→ **Exercise task**: Set the listing down again in full, word for word, with the pictures left out.

→ **Data lines**:
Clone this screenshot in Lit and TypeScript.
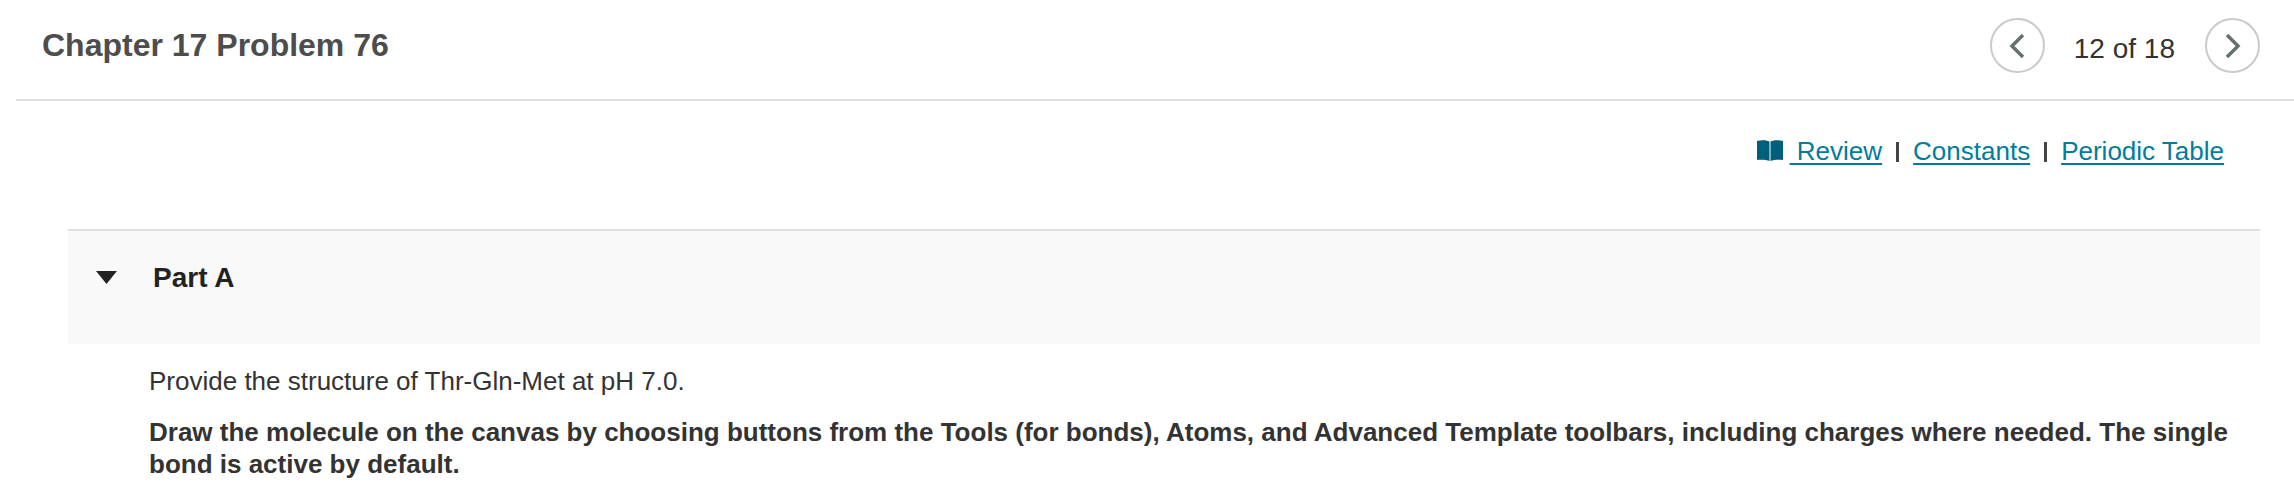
import { LitElement, html, css } from "lit";
import { customElement } from "lit/decorators.js";

@customElement("app-root")
export class AppRoot extends LitElement {
  static styles = css`
    :host {
      display: block;
      width: 2294px;
      height: 494px;
      overflow: hidden;
      background: #fff;
      font-family: "Liberation Sans", Arial, sans-serif;
      color: #333;
    }
    .top {
      margin-left: 16px;
      height: 99px;
      box-sizing: content-box;
      border-bottom: 2px solid #e0e0e0;
      display: flex;
      align-items: flex-start;
      justify-content: space-between;
      padding: 0 34px 0 26px;
    }
    h1 {
      margin: 26px 0 0;
      font-size: 32px;
      line-height: 38px;
      font-weight: 700;
      color: #4d4d4d;
    }
    .pager {
      display: flex;
      align-items: flex-start;
      margin-top: 18px;
    }
    .circle {
      width: 55px;
      height: 55px;
      box-sizing: border-box;
      border: 2px solid #cacaca;
      border-radius: 50%;
      display: flex;
      align-items: center;
      justify-content: center;
    }
    .count {
      margin: 15px 30px 0 29px;
      font-size: 28px;
      line-height: 32px;
      color: #333;
    }
    .links {
      display: flex;
      justify-content: flex-end;
      align-items: center;
      height: 32px;
      margin-top: 34px;
      padding-right: 70px;
      font-size: 26px;
    }
    .links a {
      color: #007c9e;
      text-decoration: underline;
      text-decoration-thickness: 2px;
      text-underline-offset: 3px;
      white-space: pre;
    }
    .sep {
      width: 3px;
      height: 20px;
      background: #444;
      margin: 1px 14px 0 14px;
    }
    .book {
      margin-right: 7px;
      display: block;
    }
    .part {
      margin: 62px 34px 0 68px;
      border-top: 2px solid #e0e0e0;
    }
    .part-head {
      height: 113px;
      background: #f9f9f9;
      display: flex;
      align-items: flex-start;
    }
    .tri {
      margin: 40px 36px 0 28px;
      display: block;
    }
    h2 {
      margin: 31px 0 0;
      font-size: 28px;
      line-height: 32px;
      font-weight: 700;
      color: #222;
    }
    .body {
      padding: 21px 30px 0 81px;
      font-size: 26px;
      line-height: 32px;
    }
    p {
      margin: 0 0 19px;
    }
    .strong {
      font-weight: 700;
      color: #333;
    }
  `;

  render() {
    return html`
      <div class="top">
        <h1>Chapter 17 Problem 76</h1>
        <div class="pager">
          <div class="circle">
            <svg width="16" height="26" viewBox="0 0 16 26" fill="none" stroke="#66716f" stroke-width="3.5">
              <path d="M14 2 L3 13 L14 24" />
            </svg>
          </div>
          <div class="count">12 of 18</div>
          <div class="circle">
            <svg width="16" height="26" viewBox="0 0 16 26" fill="none" stroke="#66716f" stroke-width="3.5">
              <path d="M2 2 L13 13 L2 24" />
            </svg>
          </div>
        </div>
      </div>
      <div class="links">
        <svg class="book" width="26" height="22" viewBox="0 0 26 22" fill="#005f7a">
          <path d="M0 1 C4 0 9 0 12.5 1.5 V21 C9 19.5 4 19.5 0 20 Z" />
          <path d="M26 1 C22 0 17 0 13.5 1.5 V21 C17 19.5 22 19.5 26 20 Z" />
        </svg>
        <a href="#"> Review</a>
        <span class="sep"></span>
        <a href="#">Constants</a>
        <span class="sep"></span>
        <a href="#">Periodic Table</a>
      </div>
      <section class="part">
        <div class="part-head">
          <svg class="tri" width="21" height="13" viewBox="0 0 21 13" fill="#222">
            <path d="M0 0 H21 L10.5 13 Z" />
          </svg>
          <h2>Part A</h2>
        </div>
        <div class="body">
          <p>Provide the structure of Thr-Gln-Met at pH 7.0.</p>
          <p class="strong">Draw the molecule on the canvas by choosing buttons from the Tools (for bonds), Atoms, and Advanced Template toolbars, including charges where needed. The single bond is active by default.</p>
        </div>
      </section>
    `;
  }
}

→ **Answer**:
Clone this screenshot in Lit and TypeScript.
import { LitElement, html, css } from "lit";
import { customElement } from "lit/decorators.js";

@customElement("app-root")
export class AppRoot extends LitElement {
  static styles = css`
    :host {
      display: block;
      width: 2294px;
      height: 494px;
      overflow: hidden;
      background: #fff;
      font-family: "Liberation Sans", Arial, sans-serif;
      color: #333;
    }
    .top {
      margin-left: 16px;
      height: 99px;
      box-sizing: content-box;
      border-bottom: 2px solid #e0e0e0;
      display: flex;
      align-items: flex-start;
      justify-content: space-between;
      padding: 0 34px 0 26px;
    }
    h1 {
      margin: 26px 0 0;
      font-size: 32px;
      line-height: 38px;
      font-weight: 700;
      color: #4d4d4d;
    }
    .pager {
      display: flex;
      align-items: flex-start;
      margin-top: 18px;
    }
    .circle {
      width: 55px;
      height: 55px;
      box-sizing: border-box;
      border: 2px solid #cacaca;
      border-radius: 50%;
      display: flex;
      align-items: center;
      justify-content: center;
    }
    .count {
      margin: 15px 30px 0 29px;
      font-size: 28px;
      line-height: 32px;
      color: #333;
    }
    .links {
      display: flex;
      justify-content: flex-end;
      align-items: center;
      height: 32px;
      margin-top: 34px;
      padding-right: 70px;
      font-size: 26px;
    }
    .links a {
      color: #007c9e;
      text-decoration: underline;
      text-decoration-thickness: 2px;
      text-underline-offset: 3px;
      white-space: pre;
    }
    .sep {
      width: 3px;
      height: 20px;
      background: #444;
      margin: 1px 14px 0 14px;
    }
    .book {
      margin-right: 7px;
      display: block;
    }
    .part {
      margin: 62px 34px 0 68px;
      border-top: 2px solid #e0e0e0;
    }
    .part-head {
      height: 113px;
      background: #f9f9f9;
      display: flex;
      align-items: flex-start;
    }
    .tri {
      margin: 40px 36px 0 28px;
      display: block;
    }
    h2 {
      margin: 31px 0 0;
      font-size: 28px;
      line-height: 32px;
      font-weight: 700;
      color: #222;
    }
    .body {
      padding: 21px 30px 0 81px;
      font-size: 26px;
      line-height: 32px;
    }
    p {
      margin: 0 0 19px;
    }
    .strong {
      font-weight: 700;
      color: #333;
    }
  `;

  render() {
    return html`
      <div class="top">
        <h1>Chapter 17 Problem 76</h1>
        <div class="pager">
          <div class="circle">
            <svg width="16" height="26" viewBox="0 0 16 26" fill="none" stroke="#66716f" stroke-width="3.5">
              <path d="M14 2 L3 13 L14 24" />
            </svg>
          </div>
          <div class="count">12 of 18</div>
          <div class="circle">
            <svg width="16" height="26" viewBox="0 0 16 26" fill="none" stroke="#66716f" stroke-width="3.5">
              <path d="M2 2 L13 13 L2 24" />
            </svg>
          </div>
        </div>
      </div>
      <div class="links">
        <svg class="book" width="26" height="22" viewBox="0 0 26 22" fill="#005f7a">
          <path d="M0 1 C4 0 9 0 12.5 1.5 V21 C9 19.5 4 19.5 0 20 Z" />
          <path d="M26 1 C22 0 17 0 13.5 1.5 V21 C17 19.5 22 19.5 26 20 Z" />
        </svg>
        <a href="#"> Review</a>
        <span class="sep"></span>
        <a href="#">Constants</a>
        <span class="sep"></span>
        <a href="#">Periodic Table</a>
      </div>
      <section class="part">
        <div class="part-head">
          <svg class="tri" width="21" height="13" viewBox="0 0 21 13" fill="#222">
            <path d="M0 0 H21 L10.5 13 Z" />
          </svg>
          <h2>Part A</h2>
        </div>
        <div class="body">
          <p>Provide the structure of Thr-Gln-Met at pH 7.0.</p>
          <p class="strong">Draw the molecule on the canvas by choosing buttons from the Tools (for bonds), Atoms, and Advanced Template toolbars, including charges where needed. The single bond is active by default.</p>
        </div>
      </section>
    `;
  }
}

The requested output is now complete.